The sixth annual Diversity and Inclusion Summit will be held virtually on May 26, offering an opportunity for faculty and staff to learn about promoting and sustaining an inclusive environment as well as personal and organizational actionable strategies for change.

Registration for “Catalysts for Change,” which is sponsored by the Office for Institutional Diversity, begins April 5.

“Over this past year, the confluence of twin pandemics, global COVID-19 and systemic racism, has served to remind us of the work that still needs to be done individually and organizationally,” said OID Executive Director Patricia Lowe. “As catalysts for change, we are committed to promoting and sustaining an inclusive environment that motivates us to be fully engaged in our community, enabling us to bring our whole selves in contributing to a just and equitable Boston College community.”

Vincent Rougeau

Vincent Rougeau

Keynote speeches by two senior University administrators highlight this year’s summit: BC Law Dean Vincent Rougeau and Vice President for Institutional Research and Planning Mara Hermano.

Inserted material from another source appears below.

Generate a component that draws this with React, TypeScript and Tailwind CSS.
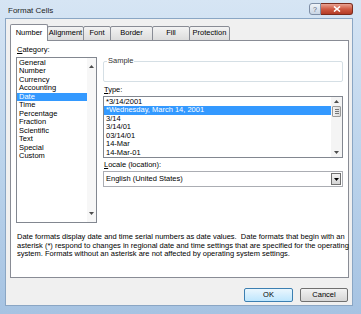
const categories = [
  'General',
  'Number',
  'Currency',
  'Accounting',
  'Date',
  'Time',
  'Percentage',
  'Fraction',
  'Scientific',
  'Text',
  'Special',
  'Custom',
];

const types = [
  '*3/14/2001',
  '*Wednesday, March 14, 2001',
  '3/14',
  '3/14/01',
  '03/14/01',
  '14-Mar',
  '14-Mar-01',
];

const tabs = [
  { label: 'Number', w: 'w-[38px]' },
  { label: 'Alignment', w: 'w-[37px]' },
  { label: 'Font', w: 'w-[28px]' },
  { label: 'Border', w: 'w-[43px]' },
  { label: 'Fill', w: 'w-[38px]' },
  { label: 'Protection', w: 'w-[41px]' },
];

function Arrow({ up }: { up?: boolean }) {
  return (
    <svg width="5" height="3" viewBox="0 0 5 3" className="block">
      <path d={up ? 'M2.5 0 L5 3 L0 3 Z' : 'M0 0 L5 0 L2.5 3 Z'} fill="#4d4d4d" />
    </svg>
  );
}

export default function App() {
  return (
    <div className="w-[361px] h-[314px] overflow-hidden flex flex-col pl-[5px] pr-[8px] pb-[8px] bg-gradient-to-b from-[#d6e5f4] via-[#bcd4ec] to-[#a6c3e2] font-['Liberation_Sans',sans-serif] text-[7.5px] leading-[8.5px] text-black">
      {/* title bar */}
      <div className="h-[18px] flex items-start justify-between">
        <span className="pl-[3px] pt-[6px] text-[8px] leading-[9px] text-[#1e1e1e]">Format Cells</span>
        <div className="flex mt-[3px]">
          <div className="w-[12px] h-[12px] rounded-l-[3px] border border-[#7e8ea6] bg-gradient-to-b from-[#f0f4f9] to-[#c9d5e4] flex items-center justify-center text-[7px] leading-none text-[#5a6474]">
            ?
          </div>
          <div className="w-[32px] h-[12px] rounded-r-[3px] border border-l-0 border-[#7a2b1d] bg-gradient-to-b from-[#e9a293] via-[#cf5a43] to-[#b43c26] flex items-center justify-center">
            <svg width="8" height="6" viewBox="0 0 8 6">
              <path d="M1 0.5 L7 5.5 M7 0.5 L1 5.5" stroke="#ffffff" strokeWidth="1.6" />
            </svg>
          </div>
        </div>
      </div>

      {/* client area */}
      <div className="flex-1 bg-[#f0f0f0] border border-[#8aa6c4] flex flex-col pl-[4px] pr-[3px] pt-[5px]">
        {/* tabs */}
        <div className="flex items-end h-[17px] -mb-px relative z-10">
          {tabs.map((t, i) =>
            i === 0 ? (
              <div
                key={t.label}
                className={`${t.w} h-[17px] bg-white border border-b-0 border-[#898c95] rounded-t-[2px] flex items-center justify-center`}
              >
                {t.label}
              </div>
            ) : (
              <div
                key={t.label}
                className={`${t.w} h-[15px] -ml-px bg-gradient-to-b from-[#f3f3f3] to-[#dcdcdc] border border-[#898c95] rounded-t-[2px] flex items-center justify-center`}
              >
                {t.label}
              </div>
            ),
          )}
        </div>

        {/* tab page */}
        <div className="h-[238px] bg-white border border-[#898c95] flex flex-col pl-[5px] pr-[5px] pt-[5px]">
          <div className="flex gap-[6px]">
            {/* category */}
            <div className="w-[81px] flex flex-col">
              <div className="h-[10px] pl-px">
                <span className="underline">C</span>ategory:
              </div>
              <div className="mt-px h-[166px] border border-[#828790] flex">
                <div className="flex-1 pt-[0.5px]">
                  {categories.map((c) => (
                    <div
                      key={c}
                      className={`h-[8.5px] pl-[2px] ${c === 'Date' ? 'bg-[#3399ff] text-white' : ''}`}
                    >
                      {c}
                    </div>
                  ))}
                </div>
                <div className="w-[9px] bg-[#f7f7f7] flex flex-col items-center justify-between py-[7px]">
                  <Arrow up />
                  <Arrow />
                </div>
              </div>
            </div>

            {/* right side */}
            <div className="w-[240px] flex flex-col">
              <div className="mt-[15px] h-[21px] border border-[#d5dfe5] rounded-[2px] relative">
                <span className="absolute -top-[5px] left-[3px] bg-white px-px text-[#333]">Sample</span>
              </div>
              <div className="mt-[4px] h-[10px] pl-px">
                <span className="underline">T</span>ype:
              </div>
              <div className="h-[62px] border border-[#828790] flex">
                <div className="flex-1 pt-[0.5px]">
                  {types.map((t, i) => (
                    <div
                      key={t}
                      className={`h-[8.5px] pl-[2px] whitespace-nowrap ${i === 1 ? 'bg-[#3399ff] text-white' : ''}`}
                    >
                      {t}
                    </div>
                  ))}
                </div>
                <div className="w-[11px] bg-[#f4f4f4] flex flex-col items-center pt-[3px] pb-[3px]">
                  <Arrow up />
                  <div className="mt-[3px] w-[9px] h-[11px] rounded-[1px] border border-[#9a9a9a] bg-gradient-to-r from-[#f4f4f4] to-[#dadada] flex flex-col items-center justify-center gap-px">
                    <div className="w-[4px] h-px bg-[#777]" />
                    <div className="w-[4px] h-px bg-[#777]" />
                    <div className="w-[4px] h-px bg-[#777]" />
                  </div>
                  <div className="flex-1" />
                  <Arrow />
                </div>
              </div>
              <div className="mt-[3px] h-[10px] pl-px">
                <span className="underline">L</span>ocale (location):
              </div>
              <div className="h-[16px] border border-[#abadb3] flex items-center pl-[2px] pr-[1px]">
                <span className="flex-1">English (United States)</span>
                <div className="w-[10px] h-[12px] border border-[#707070] bg-gradient-to-b from-[#f2f2f2] to-[#d4d4d4] flex items-center justify-center">
                  <svg width="5" height="3" viewBox="0 0 5 3">
                    <path d="M0 0 L5 0 L2.5 3 Z" fill="#000" />
                  </svg>
                </div>
              </div>
            </div>
          </div>

          <div className="mt-[10px] pl-px whitespace-nowrap leading-[8.7px]">
            <div>Date formats display date and time serial numbers as date values.&nbsp; Date formats that begin with an</div>
            <div>asterisk (*) respond to changes in regional date and time settings that are specified for the operating</div>
            <div>system. Formats without an asterisk are not affected by operating system settings.</div>
          </div>
        </div>

        {/* buttons */}
        <div className="flex justify-end gap-[7px] mt-[10px] pr-[1px]">
          <div className="w-[49px] h-[14px] rounded-[2px] border border-[#3c7fb1] bg-gradient-to-b from-[#eaf6fd] to-[#bee6fd] flex items-center justify-center">
            OK
          </div>
          <div className="w-[48px] h-[14px] rounded-[2px] border border-[#707070] bg-gradient-to-b from-[#f2f2f2] to-[#d6d6d6] flex items-center justify-center">
            Cancel
          </div>
        </div>
      </div>
    </div>
  );
}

Rougeau—who will be leaving BC Law this summer after 10 years to become president of the College of the Holy Cross—is a national expert on Catholic social teaching and the role of moral and religious values in law-making and public policy.

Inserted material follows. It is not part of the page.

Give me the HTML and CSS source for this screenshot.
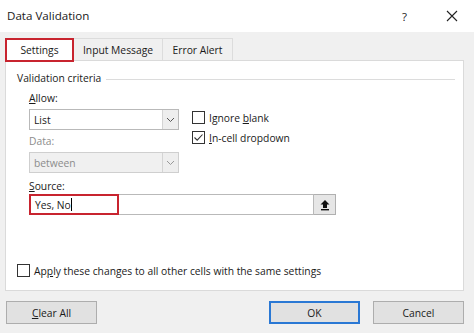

The author of Christians in the American Empire: Faith and Citizenship in the New World Order, Rougeau focuses his research and writing on the relationship between religious identity and citizenship in highly mobile and increasingly multicultural democratic societies. He is the inaugural director of the Boston College Forum on Racial Justice in America, current president of the American Association of Law Schools, and a senior fellow at the Centre for Theology and Community in London. 

Mara Hermano

Mara Hermano

Hermano has led the Institutional Research and Planning division since 2019, providing information, analysis, and consulting services to enhance decision-making and planning at Boston College. A native of the Philippines who is fluent in English, Spanish, and Tagalog, she is co-editor of The Art of Critical Making: Rhode Island School of Design on Creative Practice and At Home with Filipino Art and Artists, and editor of Spanish Artists from the Fourth to the Twentieth Century: A Critical Dictionary and Lamesa: The Filipino Table. Hermano is a member of the Commission on Accreditation of the National Association of Schools of Art and Design and speaks nationally on critical issues in art and design education.